> **DATA PROVIDED**:
######
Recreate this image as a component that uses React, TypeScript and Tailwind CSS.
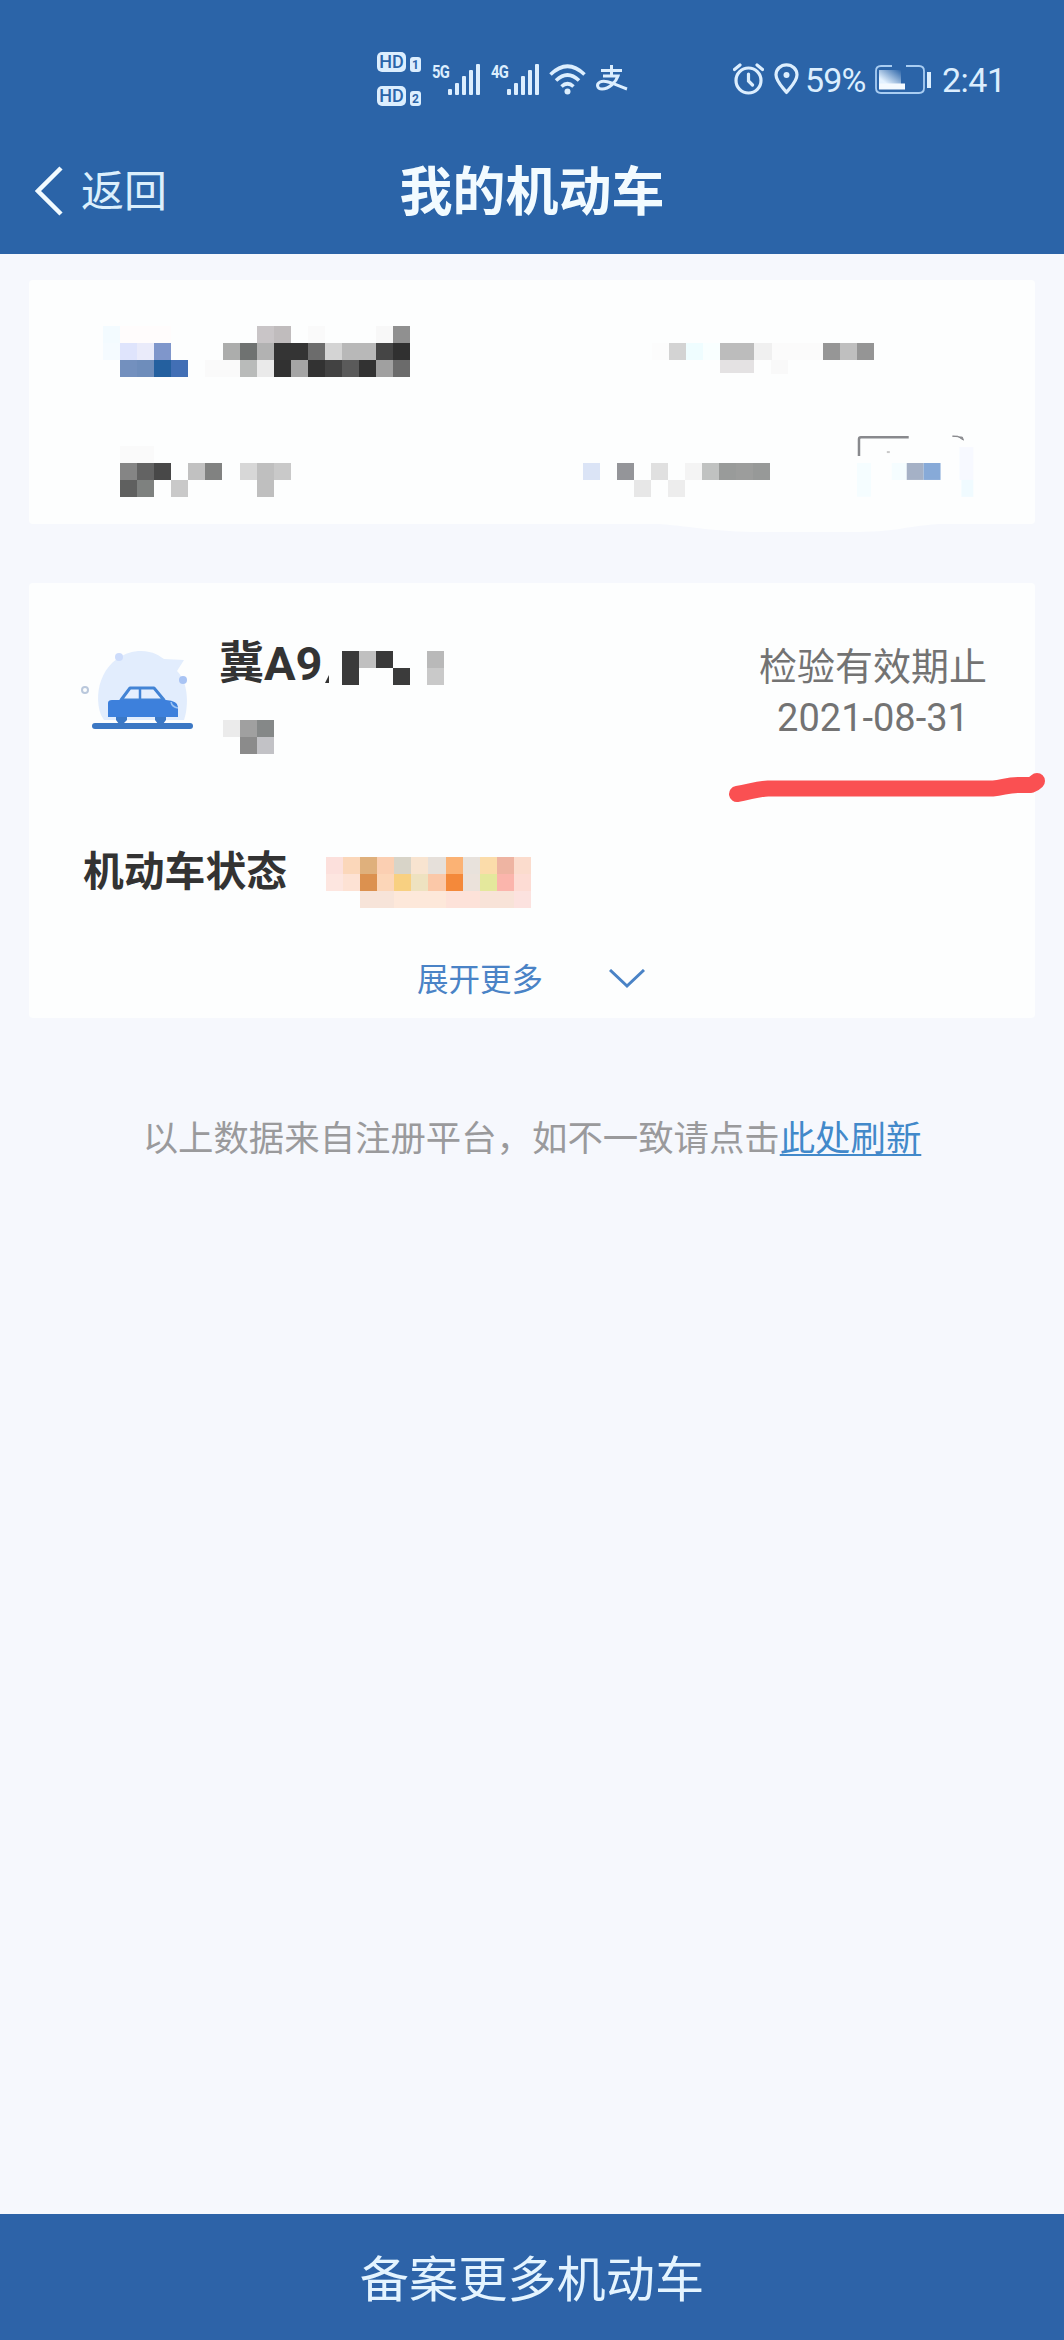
import React from 'react';

type Tile = [col: number, row: number, fill: string, span?: number];

const TILE = 17.08;

function Mosaic({ cols, rows, tiles, className }: { cols: number; rows: number; tiles: Tile[]; className?: string }) {
  const w = cols * TILE;
  const h = rows * TILE;
  return (
    <svg width={w} height={h} viewBox={`0 0 ${w} ${h}`} shapeRendering="crispEdges" className={className} aria-hidden="true">
      {tiles.map(([c, r, fill, span = 1], i) => (
        <rect key={i} x={c * TILE} y={r * TILE} width={span * TILE} height={TILE} fill={fill} />
      ))}
    </svg>
  );
}

const ownerName: Tile[] = [
  [0, 0, '#f3fbff'], [1, 0, '#fffcfc', 3],
  [0, 1, '#f5fbff'], [1, 1, '#dfe4fc'], [2, 1, '#eaebfa'], [3, 1, '#7f96cb'],
  [1, 2, '#7390be'], [2, 2, '#6e8dbb'], [3, 2, '#24609f'], [4, 2, '#426fb5'],
  [9, 0, '#c9c5c7'], [10, 0, '#c0bcbd'], [12, 0, '#fafafa'], [16, 0, '#f8f8f8'], [17, 0, '#909090'],
  [7, 1, '#acadac'], [8, 1, '#6f7271'], [9, 1, '#b2b2b2'], [10, 1, '#343434', 2], [12, 1, '#6c6c6c'],
  [13, 1, '#d4d4d4'], [14, 1, '#b8b8b8', 2], [16, 1, '#454545'], [17, 1, '#303030'],
  [6, 2, '#fafafa', 2], [8, 2, '#b9bbba'], [9, 2, '#eaeaea'], [10, 2, '#313131'], [11, 2, '#a5a5a5'], [12, 2, '#323232'],
  [13, 2, '#424242'], [14, 2, '#5a5a5a'], [15, 2, '#323232'], [16, 2, '#a0a0a0'], [17, 2, '#6b6b6b'],
];

const ownerId: Tile[] = [
  [0, 0, '#fcfcfc'], [1, 0, '#d3d3d3'], [2, 0, '#effdff'], [3, 0, '#f9ffff'], [4, 0, '#bcbcbc', 2], [6, 0, '#f0f0f0'],
  [7, 0, '#fbfbfb', 3], [10, 0, '#969696'], [11, 0, '#bfbfbf'], [12, 0, '#959595'],
];

const docType: Tile[] = [
  [0, 0, '#fafafa', 2],
  [0, 1, '#858585'], [1, 1, '#636363'], [2, 1, '#484848'], [4, 1, '#c1c1c1'], [5, 1, '#818281'],
  [7, 1, '#d7d7d7'], [8, 1, '#bfbfbf'], [9, 1, '#c9c9c9'],
  [0, 2, '#5f605f'], [1, 2, '#7e817f'], [3, 2, '#c9c9c9'], [8, 2, '#bfbfbf'],
];

const phone: Tile[] = [
  [0, 0, '#dbe4f6'], [2, 0, '#949599'], [4, 0, '#e0e0e0'], [6, 0, '#f4f4f4'], [7, 0, '#c0c2c1'],
  [8, 0, '#999b9a'], [9, 0, '#9c9d9c'], [10, 0, '#979998'],
  [3, 1, '#e7e7e7'], [5, 1, '#ededed'],
];

const statusTiles: Tile[] = [
  [0, 0, '#fce0dc'], [1, 0, '#fbd7ba'], [2, 0, '#dfb07c'], [3, 0, '#fbcfb2'], [4, 0, '#d8d4c8'], [5, 0, '#f8e4d0'],
  [6, 0, '#e6e0da'], [7, 0, '#fbb274'], [8, 0, '#e8e2dc'], [9, 0, '#fbdcaa'], [10, 0, '#eeb4a2'], [11, 0, '#fbdccd'],
  [0, 1, '#fde6e0'], [1, 1, '#fde2d4'], [2, 1, '#dc914f'], [3, 1, '#fcd6b8'], [4, 1, '#f8d081'], [5, 1, '#eee2c0'],
  [6, 1, '#fbc8a8'], [7, 1, '#f4893a'], [8, 1, '#ebe2db'], [9, 1, '#e4e89c'], [10, 1, '#fbb5ac'], [11, 1, '#fddcd4'],
  [2, 2, '#f7e4d9', 2], [4, 2, '#fde8da', 3], [7, 2, '#fde2d9', 2], [9, 2, '#f8e3d8', 2], [11, 2, '#fce2df'],
];

function HdBadge({ n }: { n: string }) {
  return (
    <div className="flex items-end gap-1">
      <span className="flex h-5 w-[29px] items-center justify-center rounded-[5px] bg-[#dceefe] text-[18px] leading-none font-medium text-[#2b64a8]">HD</span>
      <span className="flex h-[15px] w-[11px] items-center justify-center rounded-[3px] bg-[#dceefe] text-[12px] leading-none font-bold text-[#2b64a8]">{n}</span>
    </div>
  );
}

function Signal({ label }: { label: string }) {
  return (
    <div className="flex h-[31px] items-start">
      <span className="w-4">
        <span className="block w-[20px] origin-left scale-x-[0.82] text-[18px] leading-[15px] font-bold tracking-[-0.8px]">{label}</span>
      </span>
      <svg width="33" height="31" viewBox="0 0 33 31" fill="currentColor">
        <rect x="0" y="25" width="4" height="6" rx="1" />
        <rect x="7" y="19" width="4" height="12" rx="1" />
        <rect x="14" y="12" width="4" height="19" rx="1" />
        <rect x="21" y="6" width="4" height="25" rx="1" />
        <rect x="28" y="0" width="4" height="31" rx="1" />
      </svg>
    </div>
  );
}

function StatusBar() {
  return (
    <div className="flex h-[158px] items-center pl-[377px] text-[#dceefe]">
      <div className="flex flex-col gap-[14px]">
        <HdBadge n="1" />
        <HdBadge n="2" />
      </div>
      <div className="ml-[11px] flex gap-[10px]">
        <Signal label="5G" />
        <Signal label="4G" />
      </div>
      <svg width="37" height="31" viewBox="0 0 37 31" fill="none" stroke="currentColor" strokeWidth="3.6" className="ml-[9px]">
        <path d="M1.5 10.5Q18.500-6 35.500 10.500" />
        <path d="M7 16.500Q18.500 5.500 30 16.500" />
        <path d="M12.500 22.500Q18.500 17 24.500 22.500" />
        <circle cx="18.500" cy="27.500" r="3" fill="currentColor" stroke="none" />
      </svg>
      <svg width="34" height="28" viewBox="0 0 34 28" fill="none" stroke="currentColor" strokeWidth="3" className="ml-[9px]">
        <path d="M6 5.500H27M16.500 0V11M8 11H23C21 17 14 24 7 24C2 24 1 19 5 17C11 14 20 20 32 24" />
      </svg>
      <svg width="31" height="32" viewBox="0 0 31 32" fill="none" stroke="currentColor" strokeWidth="3.200" strokeLinecap="round" className="ml-[104px]">
        <circle cx="15.500" cy="17.500" r="12.500" />
        <path d="M15.500 11V18L19.500 22M1.500 6.500L7 2M29.500 6.500L24 2" />
      </svg>
      <svg width="25" height="32" viewBox="0 0 25 32" fill="none" stroke="currentColor" strokeWidth="3.200" className="ml-[10px]">
        <path d="M12.500 29.500C10 25.500 2 19 2 11.800A10.500 10 0 0 1 23 11.800C23 19 15 25.500 12.500 29.500Z" strokeLinejoin="round" />
        <circle cx="12.500" cy="12" r="3" fill="currentColor" stroke="none" />
      </svg>
      <span className="ml-[6px] w-[61px] pt-[2px] text-[34px] leading-none tracking-[-0.8px]">59%</span>
      <svg width="57" height="29" viewBox="0 0 57 29" fill="none" className="ml-[9px]">
        <defs>
          <linearGradient id="charge" x1="0" y1="1" x2="1" y2="0">
            <stop offset="0.250" stopColor="#e4f2ff" />
            <stop offset="1" stopColor="#2b64a8" />
          </linearGradient>
        </defs>
        <path d="M17 1H6Q1 1 1 6V23Q1 28 6 28H44Q49 28 49 23V6Q49 1 44 1H31" stroke="#a9cdf2" strokeWidth="1.800" />
        <rect x="4" y="5" width="22" height="16" fill="url(#charge)" />
        <rect x="4" y="18.500" width="26" height="6" fill="#f4faff" />
        <rect x="52" y="7" width="4" height="16" fill="#dceefe" />
      </svg>
      <span className="ml-[10px] pt-[2px] text-[34px] leading-none tracking-[-0.5px]">2:41</span>
    </div>
  );
}

function CarIllustration() {
  return (
    <svg width="120" height="84" viewBox="0 0 120 84" fill="none">
      <path d="M21 65C12 40 24 5 58 1C72 0 80 6 84 9L104 10L97 21C110 34 108 60 104 70H24Z" fill="#e2edfd" />
      <circle cx="39" cy="7" r="4" fill="#cddcfb" />
      <circle cx="103" cy="30" r="4" fill="#a9c4f4" />
      <circle cx="5" cy="40" r="3" stroke="#bac8dc" strokeWidth="2" />
      <path d="M41 50L50 38H74L84 50Z" fill="#e6f0fe" stroke="#4384d5" strokeWidth="3" strokeLinejoin="round" />
      <path d="M60 38V50" stroke="#4384d5" strokeWidth="2.500" />
      <path d="M28 53Q28 50 32 50H86Q98 51 98 57V67H28Z" fill="#3d80dc" />
      <path d="M91 52Q92 57 98 58" stroke="#9cc3f3" strokeWidth="1.500" />
      <path d="M36 67H47V70L43 74H39L36 70ZM75 67H86V70L83 74H78L75 70Z" fill="#3b78c6" />
      <path d="M15 76H110" stroke="#3c78c4" strokeWidth="6" strokeLinecap="round" />
    </svg>
  );
}

export default function App() {
  return (
    <div className="flex h-[2340px] w-[1064px] flex-col overflow-hidden bg-[#f6f8fd] font-[Roboto,'Noto_Sans_CJK_SC',sans-serif] text-[#333]">
      <header className="h-[254px] shrink-0 bg-[#2b64a8]">
        <StatusBar />
        <div className="relative flex h-[68px] items-center justify-center text-[#f2fbff]">
          <button className="absolute left-[35px] flex h-full items-center gap-[18px]">
            <svg width="28" height="50" viewBox="0 0 28 50" fill="none" stroke="currentColor" strokeWidth="4.500" className="-mt-[3px]">
              <path d="M26 2L3 25L26 48" />
            </svg>
            <span className="text-[43px] leading-[68px] text-[#dceffc]">返回</span>
          </button>
          <h1 className="pt-[2px] text-[53px] leading-[68px] font-bold">我的机动车</h1>
        </div>
      </header>

      <main className="flex flex-1 flex-col px-[29px] pt-[26px]">
        <section className="h-[244px] rounded-[4px] bg-[#fdfefe] pr-[59px] pl-[74px]">
          <div className="flex items-start pt-[46px]">
            <Mosaic cols={18} rows={3} tiles={ownerName} />
            <div className="mt-[17px] ml-[242px]">
              <Mosaic cols={13} rows={1} tiles={ownerId} className="block" />
              <div className="ml-[68px] flex">
                <div className="h-[13px] w-[34px] bg-[#e4e2e3]" />
                <div className="ml-[17px] h-[14px] w-[17px] bg-[#f9f9f9]" />
              </div>
            </div>
          </div>
          <div className="flex items-start pt-[58px] pl-[17px]">
            <div className="pt-[11px]">
              <Mosaic cols={10} rows={3} tiles={docType} />
            </div>
            <Mosaic cols={11} rows={2} tiles={phone} className="mt-[28px] ml-[292px]" />
            <svg width="120" height="66" viewBox="0 0 120 66" fill="none" className="ml-[87px]">
              <path d="M2 21V4Q2 2 4 2H52" stroke="#88898d" strokeWidth="2.500" />
              <path d="M96 1H101L107 5L106 2Z" fill="#88898d" stroke="#88898d" strokeWidth="1" />
              <path d="M30 17H33" stroke="#c8c8c8" strokeWidth="2" />
              <path d="M0 28H14V62H0ZM35 28H50V45H35Z" fill="#f5fdff" />
              <path d="M103 12H117V45H103Z" fill="#f7f9ff" />
              <path d="M105 45H117V62H105Z" fill="#f0fbff" />
              <path d="M50 28H67V45H50Z" fill="#a5b1c6" />
              <path d="M67 28H84V45H67Z" fill="#87aad8" />
            </svg>
          </div>
        </section>
        <svg width="280" height="8" viewBox="0 0 280 8" className="ml-[630px]">
          <path d="M0 0H280C240 3 240 8 190 8H110C50 8 40 3 0 0Z" fill="#fdfefe" />
        </svg>

        <section className="relative mt-[51px] h-[435px] rounded-[4px] bg-[#fdfefe]">
          <div className="flex h-[230px] items-start">
            <div className="pt-[67px] pl-[51px]">
              <CarIllustration />
            </div>
            <div className="pt-[50px] pl-[19px]">
              <div className="flex h-[62px] items-center">
                <span className="text-[45px] leading-[62px] font-bold">冀</span>
                <span className="text-[47px] leading-[62px] font-bold">A9</span>
                <svg width="5" height="17" viewBox="0 0 5 17" className="mt-[20px] ml-[2px]">
                  <path d="M0 17L4 9V17Z" fill="#333" />
                </svg>
                <Mosaic
                  cols={6}
                  rows={2}
                  className="mt-[9px] ml-[12px]"
                  tiles={[
                    [0, 0, '#3a3a3a'], [1, 0, '#c0c0c0'], [2, 0, '#393939'], [5, 0, '#b9b9b9'],
                    [0, 1, '#3a3a3a'], [3, 1, '#3b3b3b'], [5, 1, '#c9c9c9'],
                  ]}
                />
              </div>
              <Mosaic
                cols={3}
                rows={2}
                className="mt-[25px] ml-[4px]"
                tiles={[[0, 0, '#ebebeb'], [1, 0, '#a0a0a0'], [2, 0, '#858888'], [1, 1, '#8b8b8b'], [2, 1, '#c2c2c6']]}
              />
            </div>
            <div className="mr-[48px] ml-auto pt-[59px] text-center text-[38px] leading-[51px] text-[#737373]">
              <p>检验有效期止</p>
              <p>2021-08-31</p>
            </div>
          </div>
          <div className="flex h-[116px] items-start pl-[54px]">
            <h2 className="pt-[29px] text-[40.8px] leading-[60px] font-bold">机动车状态</h2>
            <Mosaic cols={12} rows={3} tiles={statusTiles} className="mt-[44px] ml-[39px]" />
          </div>
          <button className="ml-[388px] flex h-[100px] items-center gap-[66px] text-[#4a83c6]">
            <span className="pt-[4px] text-[31.500px] leading-[50px]">展开更多</span>
            <svg width="36" height="20" viewBox="0 0 36 20" fill="none" stroke="currentColor" strokeWidth="3">
              <path d="M1 1L18 17L35 1" />
            </svg>
          </button>
          <svg width="320" height="32" viewBox="0 0 320 32" fill="none" className="absolute top-[190px] left-[699px]">
            <path d="M9 21C22 19 28 16 40 15.500H265C275 15 278 12 290 12H303Q306 11 309 8" stroke="#fa5052" strokeWidth="16" strokeLinecap="round" strokeLinejoin="round" />
          </svg>
        </section>

        <p className="mt-[96px] -ml-[10px] w-[1026px] text-center text-[35.400px] leading-[50px] whitespace-nowrap text-[#9a9a9c]">
          以上数据来自注册平台，如不一致请点击<a className="text-[#4289ca] underline decoration-2 underline-offset-[3px]">此处刷新</a>
        </p>
      </main>

      <button className="flex h-[126px] w-full shrink-0 items-center justify-center bg-[#2d63a8] pt-[6px] text-[49.200px] leading-[120px] text-[#e4f4ff]">
        备案更多机动车
      </button>
    </div>
  );
}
######
Isolate each line of the listing above that includes "React". Copy it.

> **RESULT OF THE EXERCISE**:
Recreate this image as a component that uses React, TypeScript and Tailwind CSS.
import React from 'react';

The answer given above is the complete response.